4. Is there no hope left?
SBF’s claim that FTX and Alameda has assets > liabilities is likely overblown based on the illiquidity of most of their token assets.
While hopes for a white knight or consortium large enough to plug the multi-billion USD hole is fading by the day, there is argument there is still some enterprise value to FTX – an exchange that was valued at $32bn mere months ago after due diligence by prominent VC firms.
It is also clear that SBF will do all he can to refund users at least partially. So not all is loss.
The market’s equivalent of FTX’s credit default swap (to a limited degree due to the $13m/week withdrawal limit) is the FTX / Huobi TRX spread (Chart 3). Right now it is at an 85% haircut (probability of default) for FTX assets.
With trading not halted on FTX, many are finding ways to monetize the “monopoly money” in their accounts. Creative ways people are “moving money out of FTX” include RV trades like long SOL on FTX and short SOL outside – on the premise that this trade should lose money, and if SOL does rally it would likely mean some hope for FTX. There are risks to such trades though, such as in our partial refund outcome.
5. When the dust settles, how badly will this hurt?
This will hurt badly, more so than any other crisis our industry has faced before.
Trust, the most expensive commodity outside of time has been lost, and it will take a lot of time to build back as a whole.

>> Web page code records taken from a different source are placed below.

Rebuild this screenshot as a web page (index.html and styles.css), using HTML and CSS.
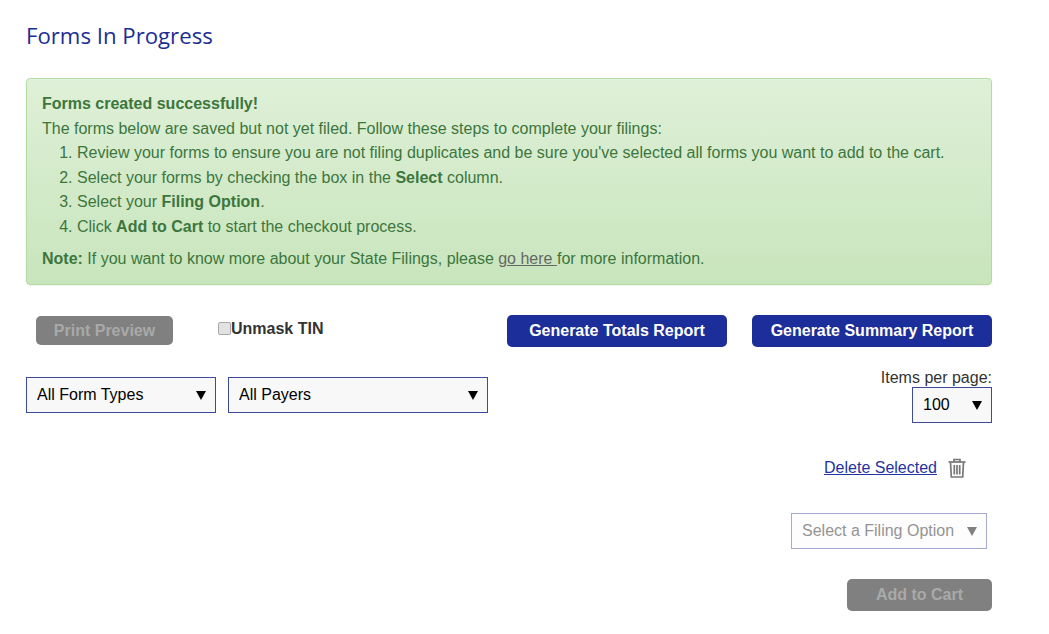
FILE: index.html
```html
<!DOCTYPE html>
<html lang="en">
<head>
    <meta charset="UTF-8">
    <meta name="viewport" content="width=device-width, initial-scale=1.0">
    <title>Forms In Progress</title>
    <link rel="stylesheet" href="styles.css">
</head>
<body>
    <div class="container">
        <h1>Forms In Progress</h1>

        <div class="alert">
            <p class="alert-title"><strong>Forms created successfully!</strong></p>
            <p>The forms below are saved but not yet filed. Follow these steps to complete your filings:</p>
            <ol>
                <li>Review your forms to ensure you are not filing duplicates and be sure you've selected all forms you want to add to the cart.</li>
                <li>Select your forms by checking the box in the <strong>Select</strong> column.</li>
                <li>Select your <strong>Filing Option</strong>.</li>
                <li>Click <strong>Add to Cart</strong> to start the checkout process.</li>
            </ol>
            <p class="alert-note"><strong>Note:</strong> If you want to know more about your State Filings, please <a href="#">go here </a>for more information.</p>
        </div>

        <div class="actions">
            <button class="btn btn-disabled btn-preview" disabled>Print Preview</button>
            <label class="unmask"><input type="checkbox" disabled>Unmask TIN</label>
            <button class="btn btn-primary btn-totals">Generate Totals Report</button>
            <button class="btn btn-primary btn-summary">Generate Summary Report</button>
        </div>

        <div class="filters">
            <div class="dropdown dropdown-types">
                <select><option>All Form Types</option></select>
            </div>
            <div class="dropdown dropdown-payers">
                <select><option>All Payers</option></select>
            </div>
            <div class="page-size">
                <label>Items per page:</label>
                <div class="dropdown dropdown-size">
                    <select><option>100</option></select>
                </div>
            </div>
        </div>

        <div class="delete-row">
            <a href="#">Delete Selected</a>
            <svg class="trash" width="18" height="20" viewBox="0 0 18 20" fill="none" stroke="#777" stroke-width="1.7">
                <path d="M0.5 4h17"/>
                <path d="M6 4V1.5h6V4"/>
                <path d="M2.5 4.5l0.8 14.5h11.4l0.8-14.5"/>
                <path d="M6.3 7v9.5M9 7v9.5M11.7 7v9.5"/>
            </svg>
        </div>

        <div class="filing-row">
            <div class="dropdown dropdown-filing">
                <select disabled><option>Select a Filing Option</option></select>
            </div>
        </div>

        <div class="cart-row">
            <button class="btn btn-disabled btn-cart" disabled>Add to Cart</button>
        </div>
    </div>
</body>
</html>
```

FILE: styles.css
```css
* {
    box-sizing: border-box;
}
body {
    margin: 0;
    background: white;
    font-family: "Liberation Sans", Arial, sans-serif;
    font-size: 16px;
    color: #333;
}
.container {
    width: 992px;
    padding: 0 0 23px 26px;
}
h1 {
    margin: 0;
    padding-top: 21px;
    height: 78px;
    font-family: "Open Sans", sans-serif;
    font-size: 22.2px;
    font-weight: 400;
    line-height: 30px;
    color: #1c2e94;
}
.alert {
    height: 207px;
    padding: 13px 15px 12px 15px;
    border: 1px solid #b2dba1;
    border-radius: 4px;
    background: linear-gradient(to bottom, #dff0d8, #c8e5bc);
    box-shadow: inset 0 1px 0 rgba(255,255,255,0.25), 0 1px 2px rgba(0,0,0,0.05);
    color: #3c763d;
    line-height: 24.6px;
}
.alert p {
    margin: 0;
}
.alert ol {
    margin: 0;
    padding-left: 35px;
}
.alert .alert-note {
    margin-top: 7px;
}
.alert a {
    color: #666;
    text-decoration: underline;
}
.actions {
    display: flex;
    align-items: flex-start;
    margin-top: 30px;
    height: 62px;
}
.btn {
    border: none;
    border-radius: 5px;
    font-family: inherit;
    font-size: 16px;
    font-weight: bold;
    padding: 0;
}
.btn-primary {
    height: 32px;
    background: #1c2e99;
    color: white;
}
.btn-disabled {
    height: 29px;
    background: #808080;
    color: #a9a9a9;
}
.btn-preview {
    width: 137px;
    margin: 1px 0 0 10px;
}
.btn-totals {
    width: 220px;
    margin-left: 0;
}
.btn-summary {
    width: 240px;
    margin-left: 25px;
}
.unmask {
    display: flex;
    align-items: center;
    width: 289px;
    margin-left: 45px;
    margin-top: 4px;
    font-weight: bold;
    line-height: 20px;
}
.unmask input {
    appearance: none;
    width: 13px;
    height: 13px;
    margin: -2px 0 0 0;
    border: 1px solid #a8a8a8;
    border-radius: 2px;
    background: #e2e2e2;
}
.filters {
    display: flex;
    gap: 12px;
    height: 74px;
}
.dropdown {
    position: relative;
    height: 36px;
    border: 1px solid #3d4a9c;
    background: #f8f8f8;
}
.dropdown::after {
    content: "";
    position: absolute;
    right: 9px;
    top: 13px;
    border-left: 5px solid transparent;
    border-right: 5px solid transparent;
    border-top: 9px solid black;
    pointer-events: none;
}
.dropdown select {
    appearance: none;
    width: 100%;
    height: 100%;
    padding: 0 10px 2px 10px;
    border: none;
    background: transparent;
    font-family: inherit;
    font-size: 16px;
    color: black;
}
.dropdown-types {
    width: 190px;
}
.dropdown-payers {
    width: 260px;
}
.page-size {
    display: flex;
    flex-direction: column;
    align-items: flex-end;
    margin-left: auto;
    margin-top: -9px;
    line-height: 19px;
}
.dropdown-size {
    width: 80px;
}
.delete-row {
    display: flex;
    align-items: center;
    justify-content: flex-end;
    gap: 11px;
    height: 34px;
    padding-right: 26px;
}
.delete-row a {
    color: #2433a0;
}
.filing-row {
    display: flex;
    justify-content: flex-end;
    margin-top: 28px;
    padding-right: 5px;
}
.dropdown-filing {
    width: 196px;
    border-color: #a4a9d2;
    background: #fdfdfd;
}
.dropdown-filing::after {
    border-top-color: #808080;
}
.dropdown-filing select {
    color: #949494;
    opacity: 1;
}
.cart-row {
    display: flex;
    justify-content: flex-end;
    margin-top: 30px;
}
.btn-cart {
    width: 145px;
    height: 32px;
}
```
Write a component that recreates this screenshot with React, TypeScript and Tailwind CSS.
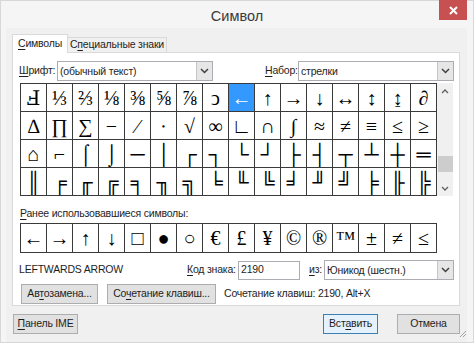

Even steps taken now by other CeFi institutions to publish their assets are a step in the right direction, but insufficient if they omit the other side of the ledger. Especially exchanges with liabilities consisting of their own token in particular.
Having said that, it is still our firm belief that BTC/ETH and DeFi/NFT will come out of all this even stronger than before. And institutions who survive this would have had to do so by keeping the trust of users – something that a crisis like this can only cement further.